Knowing (2009)

Starring: Nicolas Cage, Rose Byrne, Chandler Canterbury, Lara Robinson

Directed by: Alex Proyas

Rating: 1 2 3 and a half

Nicolas Cage does the maths in Knowing

My oh my, what a very strange movie. Admittedly you wouldn't expect anything that springs from the haunted imagination of The Crow/Dark City director Alex Proyas to be run-of-the-mill, but this muddled sci-fi/horror/disaster movie melange is trying a bit too hard to be break down genre boundaries and just ends up a bit of a mess.

Knowing starts off like a straightforward horror flick, with hollow-eyed spooky child Lucinda desperately scribbling down seemingly-random numbers whispered to her on the wind. Fast-forward fifty years and her creepy contribution to the school time capsule is unearthed and opened by Caleb Koestler (Chandler Canterbury), son of widowed cosmology professor John Koestler (Nicolas Cage). And once the eagle-eyed don spots the combination 9/11/2001 followed by the number of casualties that day, it doesn't take him long to figure out that all the numbers refer to mass disasters… and three have yet to take place…

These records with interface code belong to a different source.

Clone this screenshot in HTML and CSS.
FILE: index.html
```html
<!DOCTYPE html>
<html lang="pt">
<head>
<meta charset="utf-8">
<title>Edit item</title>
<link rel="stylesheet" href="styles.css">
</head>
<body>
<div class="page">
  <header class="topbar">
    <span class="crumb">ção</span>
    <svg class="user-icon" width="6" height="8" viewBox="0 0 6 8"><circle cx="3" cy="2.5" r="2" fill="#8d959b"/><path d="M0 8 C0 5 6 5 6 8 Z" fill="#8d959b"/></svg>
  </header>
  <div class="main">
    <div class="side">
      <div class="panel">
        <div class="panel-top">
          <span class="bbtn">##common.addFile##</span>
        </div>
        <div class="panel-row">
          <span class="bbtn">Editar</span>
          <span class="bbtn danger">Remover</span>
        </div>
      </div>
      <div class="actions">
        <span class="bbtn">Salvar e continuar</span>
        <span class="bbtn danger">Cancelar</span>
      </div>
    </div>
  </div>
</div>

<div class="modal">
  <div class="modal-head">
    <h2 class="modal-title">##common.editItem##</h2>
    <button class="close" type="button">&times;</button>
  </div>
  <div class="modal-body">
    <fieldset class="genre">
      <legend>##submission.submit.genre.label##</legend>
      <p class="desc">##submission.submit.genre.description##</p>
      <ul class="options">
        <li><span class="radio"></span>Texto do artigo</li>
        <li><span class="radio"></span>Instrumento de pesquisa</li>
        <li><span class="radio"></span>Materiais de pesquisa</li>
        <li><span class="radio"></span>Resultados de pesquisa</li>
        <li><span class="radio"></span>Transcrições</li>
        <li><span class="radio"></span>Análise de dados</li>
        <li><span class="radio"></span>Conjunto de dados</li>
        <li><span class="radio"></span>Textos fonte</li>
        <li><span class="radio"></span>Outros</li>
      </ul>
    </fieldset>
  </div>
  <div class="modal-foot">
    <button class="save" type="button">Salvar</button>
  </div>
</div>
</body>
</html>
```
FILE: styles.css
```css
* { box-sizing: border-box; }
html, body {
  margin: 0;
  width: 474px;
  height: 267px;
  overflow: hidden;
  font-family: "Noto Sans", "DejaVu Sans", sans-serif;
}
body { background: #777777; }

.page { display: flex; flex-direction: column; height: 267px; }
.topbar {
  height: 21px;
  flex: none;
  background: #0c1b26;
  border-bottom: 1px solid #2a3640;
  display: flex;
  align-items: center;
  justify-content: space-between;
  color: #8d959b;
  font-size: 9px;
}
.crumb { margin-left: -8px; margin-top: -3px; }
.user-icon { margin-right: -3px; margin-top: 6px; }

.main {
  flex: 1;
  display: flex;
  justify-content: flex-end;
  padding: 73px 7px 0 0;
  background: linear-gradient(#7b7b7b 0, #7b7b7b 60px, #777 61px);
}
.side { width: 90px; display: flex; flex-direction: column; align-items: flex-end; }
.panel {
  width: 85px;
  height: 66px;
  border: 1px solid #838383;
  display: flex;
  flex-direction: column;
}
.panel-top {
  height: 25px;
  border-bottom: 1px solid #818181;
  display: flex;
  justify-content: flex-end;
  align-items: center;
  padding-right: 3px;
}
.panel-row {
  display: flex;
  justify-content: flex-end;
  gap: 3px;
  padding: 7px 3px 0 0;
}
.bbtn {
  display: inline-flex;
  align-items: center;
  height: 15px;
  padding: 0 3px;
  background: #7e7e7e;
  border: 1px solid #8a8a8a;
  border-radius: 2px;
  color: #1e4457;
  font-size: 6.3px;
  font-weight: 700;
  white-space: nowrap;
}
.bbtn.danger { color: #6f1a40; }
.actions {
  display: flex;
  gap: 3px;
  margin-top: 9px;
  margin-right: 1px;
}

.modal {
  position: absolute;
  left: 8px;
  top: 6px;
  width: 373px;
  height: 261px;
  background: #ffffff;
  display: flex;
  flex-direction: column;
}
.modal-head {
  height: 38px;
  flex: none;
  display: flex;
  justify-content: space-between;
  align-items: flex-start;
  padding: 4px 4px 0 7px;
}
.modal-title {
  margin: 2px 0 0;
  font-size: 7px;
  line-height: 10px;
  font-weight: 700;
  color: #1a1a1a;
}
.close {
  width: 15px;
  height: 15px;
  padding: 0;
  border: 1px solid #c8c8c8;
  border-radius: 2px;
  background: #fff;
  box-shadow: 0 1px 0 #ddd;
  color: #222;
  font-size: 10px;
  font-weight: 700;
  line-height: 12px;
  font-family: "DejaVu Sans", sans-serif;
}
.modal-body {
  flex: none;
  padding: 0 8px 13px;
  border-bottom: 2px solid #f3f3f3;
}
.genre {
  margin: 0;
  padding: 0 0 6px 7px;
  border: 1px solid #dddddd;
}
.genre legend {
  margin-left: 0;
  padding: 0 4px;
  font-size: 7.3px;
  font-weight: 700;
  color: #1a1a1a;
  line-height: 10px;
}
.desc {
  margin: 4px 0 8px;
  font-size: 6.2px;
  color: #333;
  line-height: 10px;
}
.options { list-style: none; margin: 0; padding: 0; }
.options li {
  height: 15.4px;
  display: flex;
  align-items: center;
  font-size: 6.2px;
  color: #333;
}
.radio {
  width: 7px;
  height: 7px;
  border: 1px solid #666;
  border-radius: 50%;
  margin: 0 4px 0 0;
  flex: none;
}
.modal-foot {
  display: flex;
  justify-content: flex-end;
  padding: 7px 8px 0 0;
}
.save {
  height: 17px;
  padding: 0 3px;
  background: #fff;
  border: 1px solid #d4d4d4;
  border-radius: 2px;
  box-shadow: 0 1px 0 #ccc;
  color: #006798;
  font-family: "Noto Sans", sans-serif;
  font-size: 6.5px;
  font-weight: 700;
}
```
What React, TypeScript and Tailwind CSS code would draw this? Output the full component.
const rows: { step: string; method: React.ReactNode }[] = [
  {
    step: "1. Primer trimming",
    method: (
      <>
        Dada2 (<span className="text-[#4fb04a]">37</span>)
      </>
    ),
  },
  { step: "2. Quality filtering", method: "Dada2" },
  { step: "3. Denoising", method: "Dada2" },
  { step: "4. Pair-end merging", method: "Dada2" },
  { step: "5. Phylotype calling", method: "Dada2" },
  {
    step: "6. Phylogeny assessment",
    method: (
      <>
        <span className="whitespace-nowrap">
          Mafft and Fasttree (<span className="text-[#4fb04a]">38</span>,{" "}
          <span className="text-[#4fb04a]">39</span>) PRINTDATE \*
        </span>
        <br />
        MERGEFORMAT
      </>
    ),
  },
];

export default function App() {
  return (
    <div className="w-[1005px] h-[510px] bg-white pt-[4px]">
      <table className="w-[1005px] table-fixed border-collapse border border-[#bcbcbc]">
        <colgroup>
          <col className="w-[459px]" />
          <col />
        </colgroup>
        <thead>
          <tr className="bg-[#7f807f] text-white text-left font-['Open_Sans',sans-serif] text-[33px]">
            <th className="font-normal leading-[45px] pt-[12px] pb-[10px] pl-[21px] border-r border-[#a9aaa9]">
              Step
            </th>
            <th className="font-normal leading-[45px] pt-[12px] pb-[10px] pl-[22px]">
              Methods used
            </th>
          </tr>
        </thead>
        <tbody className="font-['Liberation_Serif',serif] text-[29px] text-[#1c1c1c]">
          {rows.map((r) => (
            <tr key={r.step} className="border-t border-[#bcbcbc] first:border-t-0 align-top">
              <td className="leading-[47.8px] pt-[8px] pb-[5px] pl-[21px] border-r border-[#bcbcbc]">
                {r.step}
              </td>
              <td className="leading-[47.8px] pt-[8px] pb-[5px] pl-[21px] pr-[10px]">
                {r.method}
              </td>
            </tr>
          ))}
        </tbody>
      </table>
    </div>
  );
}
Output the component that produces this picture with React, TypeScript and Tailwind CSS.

Chandler Canterbury as Caleb in Knowing

Next thing we know, we've hit action movie territory running, as our hero races to prevent the next round of deaths. Oh no, we're in the X-Files, as Caleb is stalked by a silent brood of smooth-faced 'whispering people'. But wait! The final numbers refer to a Deep Impact-style extinction level event and there's mass panic and looting in the streets! And Close Encounters aliens! And a scene that looks like an upmarket car advert with a Beethoven soundtrack! And a somewhat risible Matrix Revolutions ending that could herald either a new Eden or a Lord of the Flies-style massacre. Oh shoot, I'm confused.

That's not to say that this is a bad movie. It's pretty gripping, suspenseful and exciting, and if you liked The Mothman Prophecies and the remake of The Day the Earth Stood Still but found them a bit lacking in action, then this could be the film for you. But it is unfocused and, in trying to create something new, seems only to rehash old ground in random, unexpected ways. Sadly, adding lots of genres together does not equal a five-star movie.